- _TASK BRIEF_: Reproduce every entry exactly and leave its pictures out.

- _DATA FOR THIS TASK_:
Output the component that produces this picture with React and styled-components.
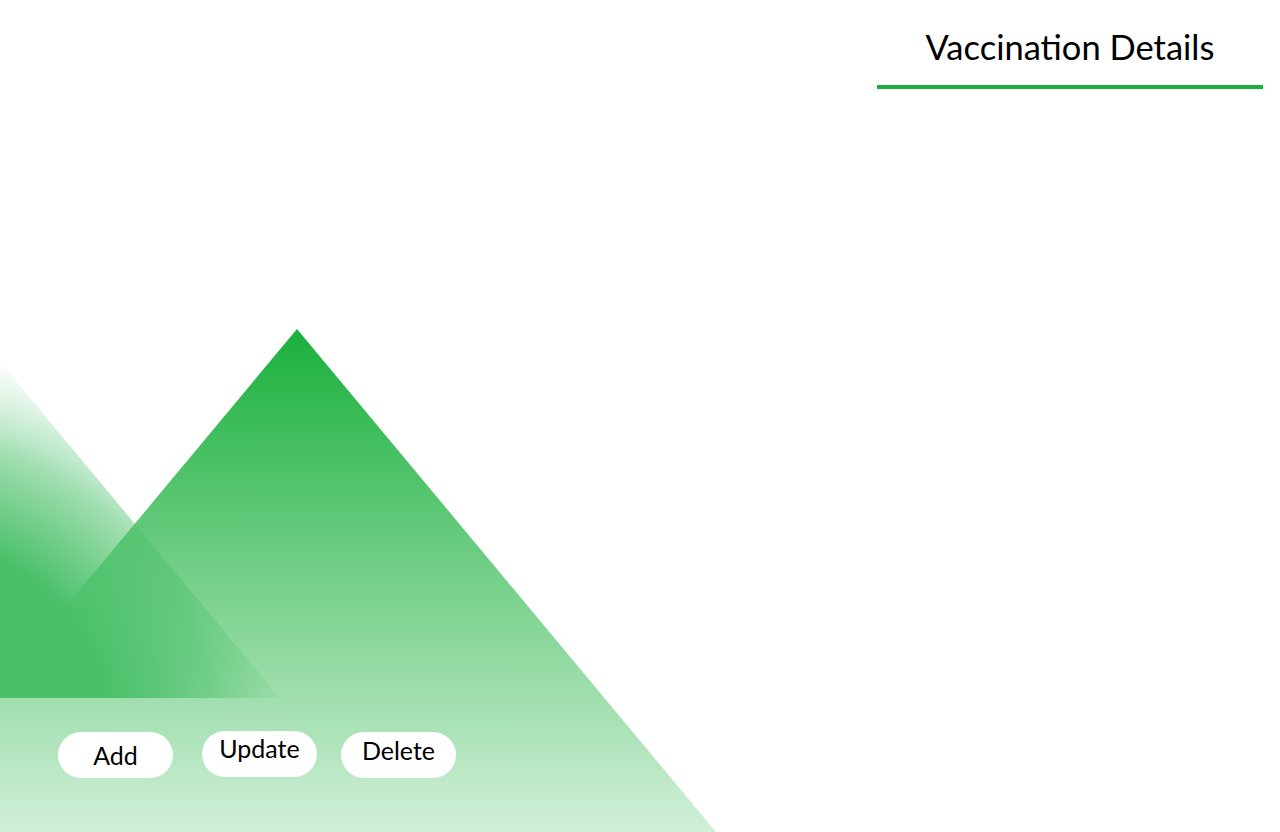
import React from 'react';
import styled, { createGlobalStyle } from 'styled-components';

const GlobalStyle = createGlobalStyle`
    html, body {
        margin: 0;
        padding: 0;
        background: #ffffff;
        font-family: Lato, "Noto Sans", sans-serif;
    }
`;

export default function App() {

    const actions = [
        { label: 'Add', space: 0, lift: 0, raise: 0 },
        { label: 'Update', space: 29, lift: 1, raise: 12 },
        { label: 'Delete', space: 24, lift: 0, raise: 11 },
    ];

    return (
        <Root>
            <GlobalStyle/>
            <FrontTriangle/>
            <BackTriangle/>
            <Header>
                <TitleBlock>
                    <Title>Vaccination Details</Title>
                    <Underline/>
                </TitleBlock>
            </Header>
            <Actions>
                {actions.map(a => (
                    <ActionButton key={a.label} $space={a.space} $lift={a.lift} $raise={a.raise}>
                        {a.label}
                    </ActionButton>
                ))}
            </Actions>
        </Root>
    )
}

const Root = styled.div`
    position: relative;
    display: flex;
    flex-direction: column;
    width: 1280px;
    height: 832px;
    overflow: hidden;
    background-color: white;
`;

const FrontTriangle = styled.div`
    position: absolute;
    left: -122px;
    top: 329px;
    width: 838px;
    height: 503px;
    clip-path: polygon(50% 0, 100% 100%, 0 100%);
    background: linear-gradient(to bottom, rgba(26, 176, 60, 1) 0%, rgba(26, 176, 60, 0.2) 100%);
`;

const BackTriangle = styled.div`
    position: absolute;
    left: -558px;
    top: 195px;
    width: 838px;
    height: 503px;
    clip-path: polygon(50% 0, 100% 100%, 0 100%);
    background: radial-gradient(circle at 458px 555px,
        rgba(74, 192, 105, 1) 0px,
        rgba(74, 192, 105, 1) 215px,
        rgba(74, 192, 105, 0.74) 270px,
        rgba(74, 192, 105, 0.51) 316px,
        rgba(74, 192, 105, 0.38) 332px,
        rgba(74, 192, 105, 0.18) 365px,
        rgba(74, 192, 105, 0) 402px);
`;

const Header = styled.div`
    position: relative;
    z-index: 2;
    display: flex;
    justify-content: flex-end;
    padding-right: 17px;
    padding-top: 25px;
`;

const TitleBlock = styled.div`
    display: flex;
    flex-direction: column;
    align-items: center;
    width: 386px;
`;

const Title = styled.h1`
    margin: 0;
    font-size: 34.5px;
    font-weight: 400;
    line-height: 44px;
    color: #000;
`;

const Underline = styled.div`
    width: 100%;
    height: 4px;
    margin-top: 16px;
    background-color: #1ab03c;
`;

const Actions = styled.div`
    position: relative;
    z-index: 2;
    display: flex;
    align-items: flex-end;
    margin-top: auto;
    margin-left: 58px;
    padding-bottom: 54px;
`;

const ActionButton = styled.button`
    width: 115px;
    height: 46px;
    margin-left: ${props => props.$space}px;
    margin-bottom: ${props => props.$lift}px;
    padding: 0 0 ${props => props.$raise}px;
    border: none;
    border-radius: 23px;
    background-color: white;
    color: #000;
    font-family: Lato, "Noto Sans", sans-serif;
    font-size: 25px;
    line-height: 30px;
    cursor: pointer;
`;
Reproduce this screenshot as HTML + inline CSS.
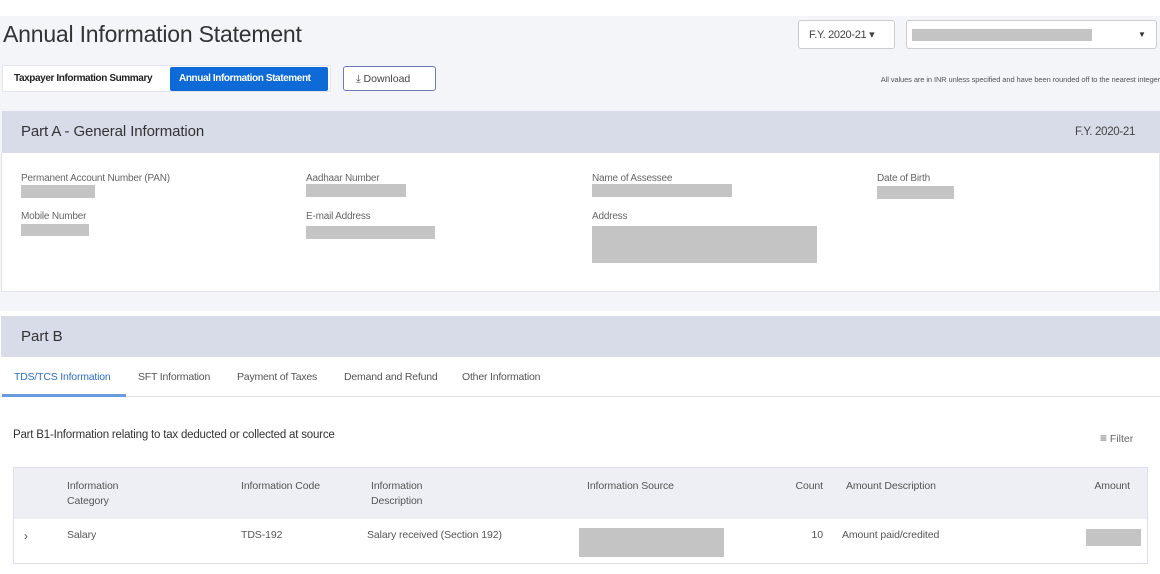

- _RESPONSE_:
Output the component that produces this picture with React and styled-components.
import React from 'react';
import styled, { createGlobalStyle } from 'styled-components';

const GlobalStyle = createGlobalStyle`
    html, body {
        margin: 0;
        padding: 0;
        background: #ffffff;
        font-family: Lato, "Noto Sans", sans-serif;
    }
`;

export default function App() {

    const actions = [
        { label: 'Add', space: 0, lift: 0, raise: 0 },
        { label: 'Update', space: 29, lift: 1, raise: 12 },
        { label: 'Delete', space: 24, lift: 0, raise: 11 },
    ];

    return (
        <Root>
            <GlobalStyle/>
            <FrontTriangle/>
            <BackTriangle/>
            <Header>
                <TitleBlock>
                    <Title>Vaccination Details</Title>
                    <Underline/>
                </TitleBlock>
            </Header>
            <Actions>
                {actions.map(a => (
                    <ActionButton key={a.label} $space={a.space} $lift={a.lift} $raise={a.raise}>
                        {a.label}
                    </ActionButton>
                ))}
            </Actions>
        </Root>
    )
}

const Root = styled.div`
    position: relative;
    display: flex;
    flex-direction: column;
    width: 1280px;
    height: 832px;
    overflow: hidden;
    background-color: white;
`;

const FrontTriangle = styled.div`
    position: absolute;
    left: -122px;
    top: 329px;
    width: 838px;
    height: 503px;
    clip-path: polygon(50% 0, 100% 100%, 0 100%);
    background: linear-gradient(to bottom, rgba(26, 176, 60, 1) 0%, rgba(26, 176, 60, 0.2) 100%);
`;

const BackTriangle = styled.div`
    position: absolute;
    left: -558px;
    top: 195px;
    width: 838px;
    height: 503px;
    clip-path: polygon(50% 0, 100% 100%, 0 100%);
    background: radial-gradient(circle at 458px 555px,
        rgba(74, 192, 105, 1) 0px,
        rgba(74, 192, 105, 1) 215px,
        rgba(74, 192, 105, 0.74) 270px,
        rgba(74, 192, 105, 0.51) 316px,
        rgba(74, 192, 105, 0.38) 332px,
        rgba(74, 192, 105, 0.18) 365px,
        rgba(74, 192, 105, 0) 402px);
`;

const Header = styled.div`
    position: relative;
    z-index: 2;
    display: flex;
    justify-content: flex-end;
    padding-right: 17px;
    padding-top: 25px;
`;

const TitleBlock = styled.div`
    display: flex;
    flex-direction: column;
    align-items: center;
    width: 386px;
`;

const Title = styled.h1`
    margin: 0;
    font-size: 34.5px;
    font-weight: 400;
    line-height: 44px;
    color: #000;
`;

const Underline = styled.div`
    width: 100%;
    height: 4px;
    margin-top: 16px;
    background-color: #1ab03c;
`;

const Actions = styled.div`
    position: relative;
    z-index: 2;
    display: flex;
    align-items: flex-end;
    margin-top: auto;
    margin-left: 58px;
    padding-bottom: 54px;
`;

const ActionButton = styled.button`
    width: 115px;
    height: 46px;
    margin-left: ${props => props.$space}px;
    margin-bottom: ${props => props.$lift}px;
    padding: 0 0 ${props => props.$raise}px;
    border: none;
    border-radius: 23px;
    background-color: white;
    color: #000;
    font-family: Lato, "Noto Sans", sans-serif;
    font-size: 25px;
    line-height: 30px;
    cursor: pointer;
`;
Reproduce this screenshot as HTML + inline CSS.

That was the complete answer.